■ **What the exercise asks**: Report how many lines contain "screenshot". The answer is a single number.

-- begin Data section --

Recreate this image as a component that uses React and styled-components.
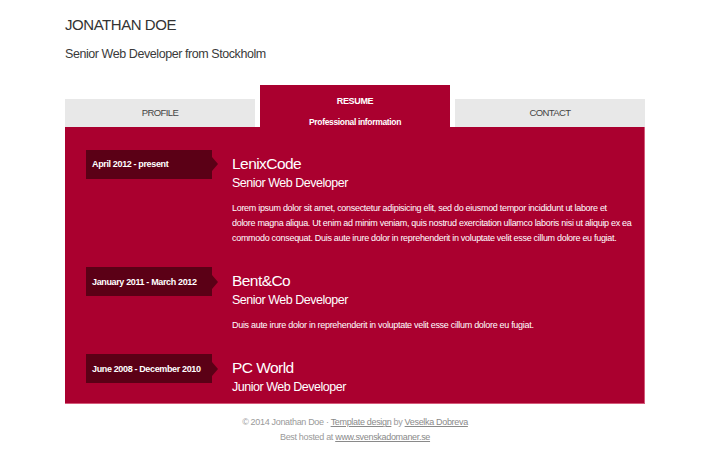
import React from "react";
import styled, { createGlobalStyle } from "styled-components";

const GlobalStyle = createGlobalStyle`
  html, body {
    margin: 0;
    padding: 0;
    background: #ffffff;
  }
  body {
    font-family: "Liberation Sans", Arial, sans-serif;
    color: #333333;
  }
  * { box-sizing: border-box; }
`;

const RED = "#aa002f";
const DARK = "#5b0016";

const Page = styled.div`
  width: 580px;
  margin: 0 auto;
`;

const Header = styled.header`
  padding-top: 13.5px;
`;

const Name = styled.h1`
  margin: 0;
  font-size: 15px;
  letter-spacing: -0.45px;
  line-height: 21px;
  font-weight: 400;
  color: #333333;
`;

const Tagline = styled.p`
  margin: 11.7px 0 0;
  font-size: 12.5px;
  letter-spacing: -0.43px;
  line-height: 17px;
  color: #3a3a3a;
`;

const Tabs = styled.nav`
  display: flex;
  align-items: flex-end;
  gap: 5px;
  margin-top: 21.8px;
`;

const Tab = styled.div`
  flex: 1;
  height: ${(p) => (p.$active ? "42px" : "28px")};
  background: ${(p) => (p.$active ? RED : "#e8e8e8")};
  color: ${(p) => (p.$active ? "#ffffff" : "#444444")};
  display: flex;
  flex-direction: column;
  align-items: center;
  justify-content: ${(p) => (p.$active ? "flex-start" : "center")};
  padding-top: ${(p) => (p.$active ? "10px" : "0")};
  text-transform: uppercase;
  font-size: 9.5px;
  letter-spacing: -0.6px;
  line-height: 12px;
`;

const TabTitle = styled.span`
  font-weight: 700;
  font-size: 9px;
  letter-spacing: -0.35px;
`;

const TabSub = styled.span`
  margin-top: 9px;
  font-weight: 700;
  font-size: 8.5px;
  letter-spacing: -0.34px;
  text-transform: none;
`;

const Panel = styled.main`
  background: ${RED};
  padding: 23px 0 6.6px 21px;
  border-right: 1px solid #d45a7a;
  border-bottom: 1px solid #d45a7a;
  display: flex;
  flex-direction: column;
  gap: 21.5px;
`;

const Entry = styled.section`
  display: grid;
  grid-template-columns: 126px 1fr;
  column-gap: 20px;
  align-items: start;
`;

const DateTag = styled.div`
  position: relative;
  height: 29px;
  background: ${DARK};
  color: #ffffff;
  font-weight: 700;
  font-size: 9px;
  letter-spacing: -0.36px;
  padding-left: 6px;
  display: flex;
  align-items: center;
  white-space: nowrap;

  &::after {
    content: "";
    position: absolute;
    left: 100%;
    top: 50%;
    margin-top: -7px;
    border-left: 6px solid ${DARK};
    border-top: 7px solid transparent;
    border-bottom: 7px solid transparent;
  }
`;

const Body = styled.div`
  padding-top: 3px;
  color: #ffffff;
`;

const Company = styled.h2`
  margin: 0;
  font-size: 15.5px;
  letter-spacing: -0.55px;
  line-height: 21px;
  font-weight: 400;
`;

const Role = styled.h3`
  margin: 1px 0 0;
  font-size: 12.5px;
  letter-spacing: -0.48px;
  line-height: 17px;
  font-weight: 400;
`;

const Description = styled.p`
  margin: 8.6px 0 0;
  width: 400px;
  font-size: 9px;
  letter-spacing: -0.3px;
  line-height: 15px;
`;

const Footer = styled.footer`
  padding-top: 11.5px;
  text-align: center;
  font-size: 9px;
  letter-spacing: -0.32px;
  line-height: 15px;
  color: #9a9a9a;
`;

const FooterLink = styled.a`
  color: #8a8a8a;
  text-decoration: underline;
`;

const jobs = [
  {
    date: "April 2012 - present",
    company: "LenixCode",
    role: "Senior Web Developer",
    text:
      "Lorem ipsum dolor sit amet, consectetur adipisicing elit, sed do eiusmod tempor incididunt ut labore et dolore magna aliqua. Ut enim ad minim veniam, quis nostrud exercitation ullamco laboris nisi ut aliquip ex ea commodo consequat. Duis aute irure dolor in reprehenderit in voluptate velit esse cillum dolore eu fugiat.",
  },
  {
    date: "January 2011 - March 2012",
    company: "Bent&Co",
    role: "Senior Web Developer",
    text:
      "Duis aute irure dolor in reprehenderit in voluptate velit esse cillum dolore eu fugiat.",
  },
  {
    date: "June 2008 - December 2010",
    company: "PC World",
    role: "Junior Web Developer",
    text: "",
  },
];

export default function App() {
  return (
    <>
      <GlobalStyle />
      <Page>
        <Header>
          <Name>JONATHAN DOE</Name>
          <Tagline>Senior Web Developer from Stockholm</Tagline>
        </Header>
        <Tabs>
          <Tab>Profile</Tab>
          <Tab $active>
            <TabTitle>Resume</TabTitle>
            <TabSub>Professional information</TabSub>
          </Tab>
          <Tab>Contact</Tab>
        </Tabs>
        <Panel>
          {jobs.map((j) => (
            <Entry key={j.company}>
              <DateTag>{j.date}</DateTag>
              <Body>
                <Company>{j.company}</Company>
                <Role>{j.role}</Role>
                {j.text && <Description>{j.text}</Description>}
              </Body>
            </Entry>
          ))}
        </Panel>
        <Footer>
          © 2014 Jonathan Doe · <FooterLink href="#">Template design</FooterLink> by{" "}
          <FooterLink href="#">Veselka Dobreva</FooterLink>
          <br />
          Best hosted at <FooterLink href="#">www.svenskadomaner.se</FooterLink>
        </Footer>
      </Page>
    </>
  );
}
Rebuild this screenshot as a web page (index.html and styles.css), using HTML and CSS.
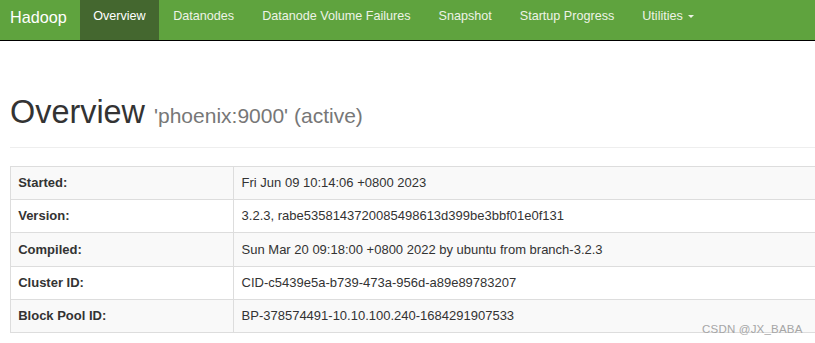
FILE: index.html
```html
<!DOCTYPE html>
<html lang="en">
<head>
    <meta charset="UTF-8">
    <title>Namenode information</title>
    <link rel="stylesheet" href="styles.css">
</head>
<body>
    <nav class="navbar">
        <a class="navbar-brand" href="#">Hadoop</a>
        <ul class="navbar-nav">
            <li class="active"><a href="#">Overview</a></li>
            <li><a href="#">Datanodes</a></li>
            <li><a href="#">Datanode Volume Failures</a></li>
            <li><a href="#">Snapshot</a></li>
            <li><a href="#">Startup Progress</a></li>
            <li><a href="#">Utilities <span class="caret"></span></a></li>
        </ul>
    </nav>

    <div class="container">
        <div class="page-header">
            <h1>Overview <small>'phoenix:9000' (active)</small></h1>
        </div>

        <table class="table">
            <tr><th>Started:</th><td>Fri Jun 09 10:14:06 +0800 2023</td></tr>
            <tr><th>Version:</th><td>3.2.3, rabe5358143720085498613d399be3bbf01e0f131</td></tr>
            <tr><th>Compiled:</th><td>Sun Mar 20 09:18:00 +0800 2022 by ubuntu from branch-3.2.3</td></tr>
            <tr><th>Cluster ID:</th><td>CID-c5439e5a-b739-473a-956d-a89e89783207</td></tr>
            <tr><th>Block Pool ID:</th><td>BP-378574491-10.10.100.240-1684291907533</td></tr>
        </table>
    </div>

    <div class="watermark">CSDN @JX_BABA</div>
</body>
</html>
```

FILE: styles.css
```css
body {
    margin: 0;
    font-family: 'Liberation Sans', Arial, sans-serif;
    font-size: 12.6px;
    line-height: 18px;
    color: #333;
    background: #fff;
    overflow: hidden;
}

a {
    text-decoration: none;
}

.navbar {
    display: flex;
    height: 40px;
    background: #5fa33e;
    border-bottom: 1px solid #000;
}

.navbar-brand {
    display: block;
    padding: 8px 13px 0 10px;
    font-size: 16.2px;
    line-height: 18px;
    color: #fff;
}

.navbar-nav {
    display: flex;
    margin: 0;
    padding: 0;
    list-style: none;
}

.navbar-nav li a {
    display: block;
    height: 40px;
    box-sizing: border-box;
    padding: 7px 14px 0;
    color: #eef3e6;
    white-space: nowrap;
}

.navbar-nav li.active a {
    padding: 7px 13.5px 0;
    background: #44672f;
    color: #fff;
}

.caret {
    display: inline-block;
    width: 0;
    height: 0;
    margin-left: 2px;
    vertical-align: middle;
    border-top: 3.6px solid #eef3e6;
    border-left: 3.6px solid transparent;
    border-right: 3.6px solid transparent;
}

.container {
    width: 900px;
    padding-left: 10px;
}

.page-header {
    margin: 54px 0 18px;
    padding-bottom: 4px;
    border-bottom: 1px solid #eee;
}

h1 {
    margin: 0 0 9px;
    font-size: 32.4px;
    line-height: 35.6px;
    font-weight: 500;
    color: #333;
}

h1 small {
    font-size: 21px;
    color: #777;
    font-weight: 400;
}

.table {
    width: 100%;
    border-collapse: collapse;
    border: 1px solid #ddd;
    font-size: 13px;
}

.table th,
.table td {
    padding: 7.2px;
    border: 1px solid #ddd;
    text-align: left;
    vertical-align: top;
    line-height: 18px;
    height: 18px;
}

.table th {
    width: 208px;
    font-weight: bold;
}

.table tr:nth-child(odd) {
    background: #f9f9f9;
}

.watermark {
    position: absolute;
    left: 702px;
    top: 320px;
    font-size: 11.5px;
    color: #a6a6a6;
    letter-spacing: 0.2px;
}
```
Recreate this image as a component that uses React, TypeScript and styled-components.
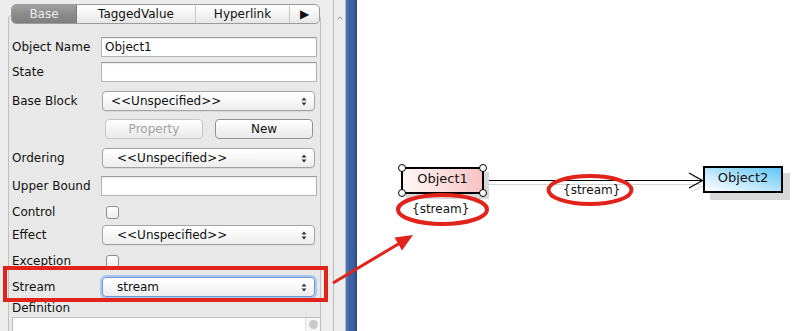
import styled, { createGlobalStyle, css } from "styled-components";

const GlobalStyle = createGlobalStyle`
  html, body {
    margin: 0;
    padding: 0;
    background: #fff;
  }
  body {
    font-family: "DejaVu Sans", "Liberation Sans", sans-serif;
    font-size: 12px;
    color: #111;
  }
  * {
    box-sizing: border-box;
  }
`;

const Window = styled.div`
  position: relative;
  display: flex;
  width: 796px;
  height: 331px;
  overflow: hidden;
`;

const LeftPane = styled.div`
  flex: none;
  width: 334px;
  padding-top: 4px;
  background: #ececec;
  border-right: 1px solid #bcbcbc;
  overflow: hidden;
`;

const TabBar = styled.div`
  position: relative;
  z-index: 1;
  display: flex;
  width: 309px;
  height: 20px;
  margin-left: 11px;
  border: 1px solid #9c9c9c;
  border-radius: 5px;
  overflow: hidden;
  background: linear-gradient(#ffffff, #f1f1f1 60%, #e6e6e6);
`;

const Tab = styled.div<{ $w: number; $active?: boolean; $last?: boolean }>`
  flex: none;
  width: ${(p) => p.$w}px;
  display: flex;
  align-items: center;
  justify-content: center;
  font-size: 12px;
  color: #111;
  border-right: ${(p) => (p.$last ? "none" : "1px solid #c9c9c9")};
  ${(p) =>
    p.$active &&
    css`
      background: linear-gradient(#a0a0a0, #8a8a8a 55%, #7f7f7f);
      color: #ececec;
      border-right-color: #7a7a7a;
    `}
`;

const Panel = styled.div`
  width: 313px;
  height: 330px;
  margin: -10px 0 0 8px;
  background: #e8e8e8;
  border: 1px solid #bfbfbf;
  border-radius: 5px;
  padding-left: 3px;
`;

const Row = styled.div<{ $mt: number; $h?: number }>`
  display: grid;
  grid-template-columns: 89px 1fr;
  align-items: center;
  height: ${(p) => p.$h ?? 20}px;
  margin-top: ${(p) => p.$mt}px;
`;

const Label = styled.span`
  font-size: 12px;
  color: #111;
  white-space: nowrap;
`;

const TextInput = styled.div`
  width: 216px;
  height: 20px;
  padding-left: 3px;
  display: flex;
  align-items: center;
  background: #fff;
  border: 1px solid #b3b3b3;
  border-top-color: #9a9a9a;
  box-shadow: inset 0 1px 1px rgba(0, 0, 0, 0.08);
  font-size: 12px;
`;

const SelectBox = styled.div<{ $pad: number; $focus?: boolean }>`
  position: relative;
  width: 213px;
  height: 20px;
  margin-left: 1px;
  padding-left: ${(p) => p.$pad}px;
  display: flex;
  align-items: center;
  background: linear-gradient(#ffffff, #f7f7f7 50%, #ececec);
  border: 1px solid #a4a4a4;
  border-radius: 4px;
  box-shadow: 0 1px 0 rgba(0, 0, 0, 0.06);
  font-size: 12px;
  ${(p) =>
    p.$focus &&
    css`
      border-color: #6f9ad6;
      box-shadow: 0 0 0 2px #a9c8ef;
    `}
`;

const Arrows = styled.svg`
  position: absolute;
  right: 7px;
  top: 5px;
`;

const ButtonRow = styled.div`
  grid-column: 2;
  display: flex;
  gap: 12px;
  margin-left: 4px;
`;

const Button = styled.div<{ $disabled?: boolean }>`
  width: 98px;
  height: 20px;
  display: flex;
  align-items: center;
  justify-content: center;
  border-radius: 4px;
  font-size: 12px;
  background: linear-gradient(#ffffff, #f4f4f4 50%, #e9e9e9);
  border: 1px solid ${(p) => (p.$disabled ? "#c6c6c6" : "#929292")};
  color: ${(p) => (p.$disabled ? "#a2a2a2" : "#111")};
`;

const Check = styled.div`
  width: 13px;
  height: 13px;
  margin-left: 5px;
  border: 1px solid #8e8e8e;
  border-radius: 3px;
  background: linear-gradient(#ffffff, #ededed);
`;

const TextArea = styled.div`
  position: relative;
  width: 309px;
  height: 30px;
  background: #fff;
  border: 1px solid #bdbdbd;
`;

const AreaScroll = styled.div`
  position: absolute;
  right: 0;
  top: 0;
  width: 15px;
  height: 100%;
  background: #f6f6f6;
  border-left: 1px solid #e0e0e0;
  display: flex;
  justify-content: center;
  padding-top: 2px;
  &::after {
    content: "";
    width: 9px;
    height: 9px;
    border-radius: 50%;
    background: #c9c9c9;
  }
`;

const ScrollStrip = styled.div`
  flex: none;
  width: 12px;
  padding: 9px 0 0 3px;
  background: #ececec;
  border-right: 1px solid #b8b8b8;
`;

const BlueBar = styled.div`
  flex: none;
  width: 11px;
  background: linear-gradient(to right, #5677b3, #3f64a6 30%, #3a5e9f 70%, #27457f);
`;

const Canvas = styled.div`
  position: relative;
  flex: 1;
  background: #fff;
`;

const Wires = styled.svg`
  position: absolute;
  left: 0;
  top: 0;
`;

const Node = styled.div<{ $x: number; $y: number; $w: number; $fill: string; $shadow: number }>`
  position: absolute;
  left: ${(p) => p.$x}px;
  top: ${(p) => p.$y}px;
  width: ${(p) => p.$w}px;
  height: 27px;
  padding-bottom: 4px;
  display: flex;
  align-items: center;
  justify-content: center;
  border: 2px solid #000;
  background: ${(p) => p.$fill};
  box-shadow: ${(p) => p.$shadow}px ${(p) => p.$shadow}px 0 #d8d8d8;
  font-size: 13px;
  color: #111;
`;

const Handle = styled.div<{ $right?: boolean; $bottom?: boolean }>`
  position: absolute;
  width: 8px;
  height: 8px;
  border: 1px solid #000;
  border-radius: 50%;
  background: #fff;
  left: ${(p) => (p.$right ? "auto" : "-5px")};
  right: ${(p) => (p.$right ? "-5px" : "auto")};
  top: ${(p) => (p.$bottom ? "auto" : "-5px")};
  bottom: ${(p) => (p.$bottom ? "-5px" : "auto")};
`;

const Tag = styled.div<{ $x: number; $y: number }>`
  position: absolute;
  left: ${(p) => p.$x}px;
  top: ${(p) => p.$y}px;
  font-size: 12px;
  color: #111;
  line-height: 16px;
`;

const Overlay = styled.svg`
  position: absolute;
  left: 0;
  top: 0;
  pointer-events: none;
`;

const UpDown = () => (
  <Arrows width="6" height="9" viewBox="0 0 6 9">
    <path d="M0.5 3.5 L3 0.5 L5.5 3.5 Z" fill="#333" />
    <path d="M0.5 5.5 L3 8.5 L5.5 5.5 Z" fill="#333" />
  </Arrows>
);

const Select = ({ value, pad = 14, focus }: { value: string; pad?: number; focus?: boolean }) => (
  <SelectBox $pad={pad} $focus={focus}>
    {value}
    <UpDown />
  </SelectBox>
);

const RED = "#e2231c";

export default function App() {
  return (
    <Window>
      <GlobalStyle />
      <LeftPane>
        <TabBar>
          <Tab $w={65} $active>
            Base
          </Tab>
          <Tab $w={119}>TaggedValue</Tab>
          <Tab $w={94}>Hyperlink</Tab>
          <Tab $w={29} $last>
            ▶
          </Tab>
        </TabBar>
        <Panel>
          <Row $mt={22}>
            <Label>Object Name</Label>
            <TextInput>Object1</TextInput>
          </Row>
          <Row $mt={5}>
            <Label>State</Label>
            <TextInput />
          </Row>
          <Row $mt={9}>
            <Label>Base Block</Label>
            <Select value="<<Unspecified>>" pad={8} />
          </Row>
          <Row $mt={8}>
            <ButtonRow>
              <Button $disabled>Property</Button>
              <Button>New</Button>
            </ButtonRow>
          </Row>
          <Row $mt={9}>
            <Label>Ordering</Label>
            <Select value="<<Unspecified>>" />
          </Row>
          <Row $mt={8}>
            <Label>Upper Bound</Label>
            <TextInput />
          </Row>
          <Row $mt={6}>
            <Label>Control</Label>
            <Check />
          </Row>
          <Row $mt={3}>
            <Label>Effect</Label>
            <Select value="<<Unspecified>>" />
          </Row>
          <Row $mt={6}>
            <Label>Exception</Label>
            <Check />
          </Row>
          <Row $mt={5} $h={21}>
            <Label>Stream</Label>
            <Select value="stream" focus />
          </Row>
          <Row $mt={2} $h={18}>
            <Label>Definition</Label>
          </Row>
          <TextArea>
            <AreaScroll />
          </TextArea>
        </Panel>
      </LeftPane>
      <ScrollStrip>
        <svg width="6" height="4" viewBox="0 0 6 4">
          <path d="M0.5 3.5 L3 0.8 L5.5 3.5" fill="none" stroke="#9a9a9a" strokeWidth="1" />
        </svg>
      </ScrollStrip>
      <BlueBar />
      <Canvas>
        <Wires width="439" height="331">
          <line x1="131" y1="184.5" x2="343" y2="184.5" stroke="#d4d4d4" strokeWidth="1" />
          <polyline points="335,176.5 349,184.5 335,191.5" fill="none" stroke="#d4d4d4" strokeWidth="1" />
          <line x1="127" y1="180.5" x2="345" y2="180.5" stroke="#000" strokeWidth="1" />
          <polyline points="332,173 345.5,180.5 332,188" fill="none" stroke="#000" strokeWidth="1.2" />
        </Wires>
        <Node $x={44} $y={167} $w={83} $shadow={5} $fill="linear-gradient(to right, #fff6f6, #fbd9d9 60%, #f7c2c2)">
          Object1
          <Handle />
          <Handle $right />
          <Handle $bottom />
          <Handle $right $bottom />
        </Node>
        <Tag $x={55} $y={201}>
          {"{stream}"}
        </Tag>
        <Tag $x={206} $y={182}>
          {"{stream}"}
        </Tag>
        <Node
          $x={346}
          $y={166}
          $w={80}
          $shadow={7}
          $fill="linear-gradient(to right top, #ffffff 0%, #c4e9fc 40%, #5ec5f6 100%)"
        >
          Object2
        </Node>
      </Canvas>
      <Overlay width="796" height="331" viewBox="0 0 796 331">
        <rect x="5" y="268" width="321" height="32" fill="none" stroke={RED} strokeWidth="4" />
        <ellipse cx="442.5" cy="209.5" rx="44.5" ry="14.5" fill="none" stroke={RED} strokeWidth="4" />
        <ellipse cx="590" cy="190" rx="41.5" ry="14" fill="none" stroke={RED} strokeWidth="4" />
        <line x1="333" y1="283" x2="400" y2="243" stroke={RED} strokeWidth="3" />
        <polygon points="413,235 394.5,237.5 402,250.5" fill={RED} />
      </Overlay>
    </Window>
  );
}
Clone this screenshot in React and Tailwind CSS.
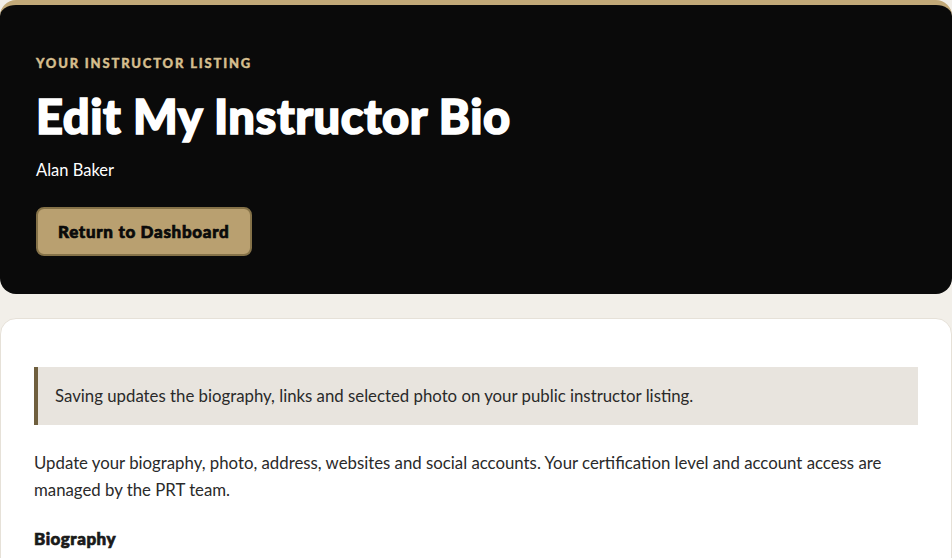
import React from 'react';

const base = { fontFamily: 'Lato, "Noto Sans", sans-serif' };

const App = () => {
  return (
    <div className="min-h-screen bg-[#f2efe9] text-[#222]" style={base}>
      {/* Header */}
      <div className="bg-[#0a0a0a] border-t-[5px] border-[#c2a978] rounded-2xl px-9 pt-[50px] pb-[38px]">
        <p className="text-[13px] leading-4 font-black tracking-[0.14em] uppercase text-[#d5be8e] [-webkit-text-stroke:0.4px_#d5be8e]">
          Your Instructor Listing
        </p>
        <h1 className="mt-[19px] text-[47px] leading-[52px] font-black tracking-[0.012em] text-white [-webkit-text-stroke:1.6px_white]">
          Edit My Instructor Bio
        </h1>
        <p className="mt-[16px] text-[16.5px] leading-6 text-white">Alan Baker</p>
        <button className="mt-[25px] h-[49px] px-5 rounded-lg bg-[#b9a070] border-2 border-[#857248] text-[17px] font-black tracking-[0.04em] text-[#0a0a0a] [-webkit-text-stroke:0.7px_#0a0a0a]">
          Return to Dashboard
        </button>
      </div>

      {/* Body card */}
      <div className="mt-[24px] bg-white border border-[#e6e1d8] rounded-2xl px-[33px] pt-[48px] pb-8">
        <div className="bg-[#e8e4de] border-l-4 border-[#6f5f3e] h-[58px] flex items-center pl-[17px]">
          <p className="text-[16.8px] text-[#2a2a2a]">
            Saving updates the biography, links and selected photo on your public instructor listing.
          </p>
        </div>
        <p className="mt-[24px] text-[16.8px] leading-[27px] text-[#2a2a2a] pr-6">
          Update your biography, photo, address, websites and social accounts. Your certification level and account access are managed by the PRT team.
        </p>
        <h2 className="mt-[23px] text-[17px] font-black tracking-[0.03em] text-[#1a1a1a] [-webkit-text-stroke:0.7px_#1a1a1a]">Biography</h2>
      </div>
    </div>
  );
};

export default App;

-- end Data section --

■ **Exercise output**: 2